- [Problem description] The required output is the exact run of lines from the line containing "Convert this screenshot" to the line containing "import React from", inclusive, and nothing besides.

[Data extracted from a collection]
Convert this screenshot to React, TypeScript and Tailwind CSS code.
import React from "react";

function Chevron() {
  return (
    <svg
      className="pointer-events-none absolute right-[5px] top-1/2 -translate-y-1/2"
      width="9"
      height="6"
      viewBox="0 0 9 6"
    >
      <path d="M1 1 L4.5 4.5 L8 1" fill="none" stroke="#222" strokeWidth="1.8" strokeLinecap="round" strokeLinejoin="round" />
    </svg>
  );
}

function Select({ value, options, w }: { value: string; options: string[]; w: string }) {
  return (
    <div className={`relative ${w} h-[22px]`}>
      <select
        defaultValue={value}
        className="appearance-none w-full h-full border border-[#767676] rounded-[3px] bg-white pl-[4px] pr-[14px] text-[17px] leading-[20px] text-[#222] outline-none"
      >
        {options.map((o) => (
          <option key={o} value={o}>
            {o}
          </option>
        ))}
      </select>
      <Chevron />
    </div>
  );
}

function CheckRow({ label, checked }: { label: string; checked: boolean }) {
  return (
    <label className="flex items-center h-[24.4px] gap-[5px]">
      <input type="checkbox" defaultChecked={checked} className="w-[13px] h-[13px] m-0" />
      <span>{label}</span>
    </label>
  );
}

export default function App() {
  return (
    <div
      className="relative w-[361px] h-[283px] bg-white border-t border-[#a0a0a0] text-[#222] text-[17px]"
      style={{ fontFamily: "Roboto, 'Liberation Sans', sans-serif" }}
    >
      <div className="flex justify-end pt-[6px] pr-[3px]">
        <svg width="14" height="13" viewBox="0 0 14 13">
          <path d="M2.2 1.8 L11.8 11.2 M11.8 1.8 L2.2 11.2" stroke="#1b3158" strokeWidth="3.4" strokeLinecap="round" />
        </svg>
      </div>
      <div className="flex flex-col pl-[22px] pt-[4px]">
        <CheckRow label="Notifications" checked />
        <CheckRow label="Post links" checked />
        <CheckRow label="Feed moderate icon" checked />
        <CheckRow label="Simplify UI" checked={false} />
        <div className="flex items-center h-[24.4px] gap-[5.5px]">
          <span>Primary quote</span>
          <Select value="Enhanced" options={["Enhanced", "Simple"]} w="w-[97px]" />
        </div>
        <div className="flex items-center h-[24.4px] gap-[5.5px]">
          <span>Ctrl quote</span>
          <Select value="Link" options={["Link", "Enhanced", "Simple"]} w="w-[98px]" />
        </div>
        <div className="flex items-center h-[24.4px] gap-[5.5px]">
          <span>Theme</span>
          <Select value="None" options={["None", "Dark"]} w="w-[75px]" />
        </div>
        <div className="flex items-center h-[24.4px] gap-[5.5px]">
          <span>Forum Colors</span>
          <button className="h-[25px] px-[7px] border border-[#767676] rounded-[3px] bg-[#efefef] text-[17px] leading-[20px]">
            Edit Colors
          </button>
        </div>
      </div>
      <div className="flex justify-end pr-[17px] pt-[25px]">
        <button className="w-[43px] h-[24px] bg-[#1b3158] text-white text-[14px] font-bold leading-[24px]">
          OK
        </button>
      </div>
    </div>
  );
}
* * *
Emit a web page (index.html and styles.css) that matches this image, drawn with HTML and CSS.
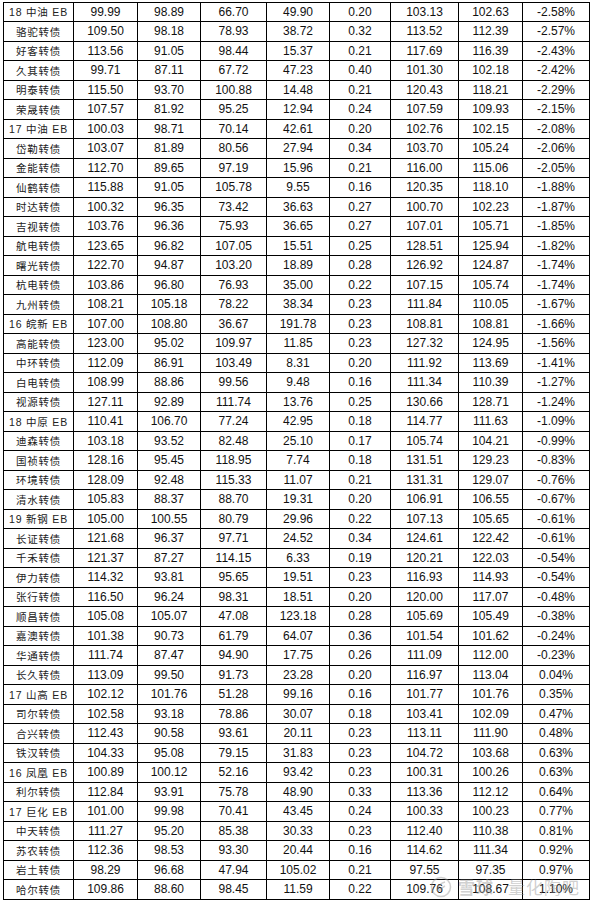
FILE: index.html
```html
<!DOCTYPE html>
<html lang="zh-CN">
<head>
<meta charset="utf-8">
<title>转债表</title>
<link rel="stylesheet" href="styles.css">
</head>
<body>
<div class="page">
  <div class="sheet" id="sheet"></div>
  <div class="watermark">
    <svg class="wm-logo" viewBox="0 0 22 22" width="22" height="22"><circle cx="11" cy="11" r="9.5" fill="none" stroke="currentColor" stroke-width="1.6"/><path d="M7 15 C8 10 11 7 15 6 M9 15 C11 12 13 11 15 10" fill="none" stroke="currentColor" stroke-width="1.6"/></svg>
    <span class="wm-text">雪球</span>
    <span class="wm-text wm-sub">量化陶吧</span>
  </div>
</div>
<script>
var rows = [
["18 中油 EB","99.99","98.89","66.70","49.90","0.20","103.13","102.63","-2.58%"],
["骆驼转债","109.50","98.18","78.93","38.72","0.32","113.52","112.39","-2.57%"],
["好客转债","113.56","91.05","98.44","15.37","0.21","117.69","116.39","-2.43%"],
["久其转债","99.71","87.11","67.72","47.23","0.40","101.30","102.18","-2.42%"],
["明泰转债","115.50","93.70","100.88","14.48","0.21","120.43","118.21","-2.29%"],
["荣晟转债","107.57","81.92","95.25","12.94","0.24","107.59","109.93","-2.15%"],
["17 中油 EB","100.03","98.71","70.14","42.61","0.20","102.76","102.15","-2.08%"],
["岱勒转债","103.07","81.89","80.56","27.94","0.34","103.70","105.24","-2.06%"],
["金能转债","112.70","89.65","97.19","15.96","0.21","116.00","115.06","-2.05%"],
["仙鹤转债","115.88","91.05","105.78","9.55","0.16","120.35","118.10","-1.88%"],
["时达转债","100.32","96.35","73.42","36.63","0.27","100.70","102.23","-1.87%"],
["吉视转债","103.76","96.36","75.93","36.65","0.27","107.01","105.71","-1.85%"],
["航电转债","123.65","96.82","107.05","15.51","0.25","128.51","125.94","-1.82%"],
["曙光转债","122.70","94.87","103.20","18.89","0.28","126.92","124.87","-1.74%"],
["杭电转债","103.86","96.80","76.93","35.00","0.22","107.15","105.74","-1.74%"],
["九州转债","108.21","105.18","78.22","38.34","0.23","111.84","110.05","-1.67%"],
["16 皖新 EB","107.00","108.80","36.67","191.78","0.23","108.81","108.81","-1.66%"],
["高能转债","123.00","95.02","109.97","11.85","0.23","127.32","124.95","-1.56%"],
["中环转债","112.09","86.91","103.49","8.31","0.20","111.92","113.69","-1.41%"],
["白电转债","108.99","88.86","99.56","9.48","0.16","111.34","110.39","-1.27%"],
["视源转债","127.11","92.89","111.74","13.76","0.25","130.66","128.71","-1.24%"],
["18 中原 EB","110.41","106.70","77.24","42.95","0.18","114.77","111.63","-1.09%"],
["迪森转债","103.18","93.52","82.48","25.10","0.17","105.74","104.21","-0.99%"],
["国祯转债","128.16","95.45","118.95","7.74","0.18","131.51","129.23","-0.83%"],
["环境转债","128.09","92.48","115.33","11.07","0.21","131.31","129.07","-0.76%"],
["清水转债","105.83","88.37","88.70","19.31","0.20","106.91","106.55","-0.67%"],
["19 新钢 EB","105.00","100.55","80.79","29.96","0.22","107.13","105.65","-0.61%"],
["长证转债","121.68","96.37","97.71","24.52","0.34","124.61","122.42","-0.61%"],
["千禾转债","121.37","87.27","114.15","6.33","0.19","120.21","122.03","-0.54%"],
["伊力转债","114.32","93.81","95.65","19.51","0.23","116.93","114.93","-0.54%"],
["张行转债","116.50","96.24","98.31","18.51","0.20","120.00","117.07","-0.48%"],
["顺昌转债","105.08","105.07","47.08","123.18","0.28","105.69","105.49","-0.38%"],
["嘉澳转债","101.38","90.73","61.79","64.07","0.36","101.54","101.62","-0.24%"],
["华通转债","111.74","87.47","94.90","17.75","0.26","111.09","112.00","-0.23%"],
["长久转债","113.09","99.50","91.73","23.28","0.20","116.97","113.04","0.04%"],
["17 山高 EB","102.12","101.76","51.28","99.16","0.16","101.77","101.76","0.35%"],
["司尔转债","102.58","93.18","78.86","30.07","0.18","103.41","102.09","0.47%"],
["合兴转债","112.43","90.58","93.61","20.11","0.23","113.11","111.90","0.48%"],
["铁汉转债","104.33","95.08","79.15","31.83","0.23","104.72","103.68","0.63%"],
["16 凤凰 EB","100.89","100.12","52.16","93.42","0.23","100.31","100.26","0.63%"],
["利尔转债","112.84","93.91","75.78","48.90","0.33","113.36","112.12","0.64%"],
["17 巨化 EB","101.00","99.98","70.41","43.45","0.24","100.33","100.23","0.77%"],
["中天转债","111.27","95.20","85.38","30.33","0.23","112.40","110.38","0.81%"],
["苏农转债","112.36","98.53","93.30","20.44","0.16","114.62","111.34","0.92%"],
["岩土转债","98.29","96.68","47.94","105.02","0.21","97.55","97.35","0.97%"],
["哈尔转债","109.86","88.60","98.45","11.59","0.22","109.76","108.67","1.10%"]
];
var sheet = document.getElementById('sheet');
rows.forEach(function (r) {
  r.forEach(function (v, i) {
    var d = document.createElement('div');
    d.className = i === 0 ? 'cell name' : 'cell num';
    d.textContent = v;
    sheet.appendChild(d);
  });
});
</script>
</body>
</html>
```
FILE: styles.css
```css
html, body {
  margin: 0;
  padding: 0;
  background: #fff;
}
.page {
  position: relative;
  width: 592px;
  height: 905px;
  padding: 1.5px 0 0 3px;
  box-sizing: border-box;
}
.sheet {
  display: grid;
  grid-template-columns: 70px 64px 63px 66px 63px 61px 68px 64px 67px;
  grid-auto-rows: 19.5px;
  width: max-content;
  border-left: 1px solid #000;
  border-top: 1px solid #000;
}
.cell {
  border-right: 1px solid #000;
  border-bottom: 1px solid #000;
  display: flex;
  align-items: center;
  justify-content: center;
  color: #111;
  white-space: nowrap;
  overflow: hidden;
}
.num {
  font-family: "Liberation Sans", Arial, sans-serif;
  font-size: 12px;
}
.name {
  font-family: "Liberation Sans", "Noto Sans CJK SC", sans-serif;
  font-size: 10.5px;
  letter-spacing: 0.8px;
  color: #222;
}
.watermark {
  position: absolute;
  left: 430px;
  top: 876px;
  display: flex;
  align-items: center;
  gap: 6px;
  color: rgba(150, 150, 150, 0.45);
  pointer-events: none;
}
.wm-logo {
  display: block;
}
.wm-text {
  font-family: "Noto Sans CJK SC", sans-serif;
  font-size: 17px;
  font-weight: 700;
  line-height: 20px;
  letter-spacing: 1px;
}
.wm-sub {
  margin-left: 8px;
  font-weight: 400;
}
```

- [Exercise output]
Convert this screenshot to React, TypeScript and Tailwind CSS code.
import React from "react";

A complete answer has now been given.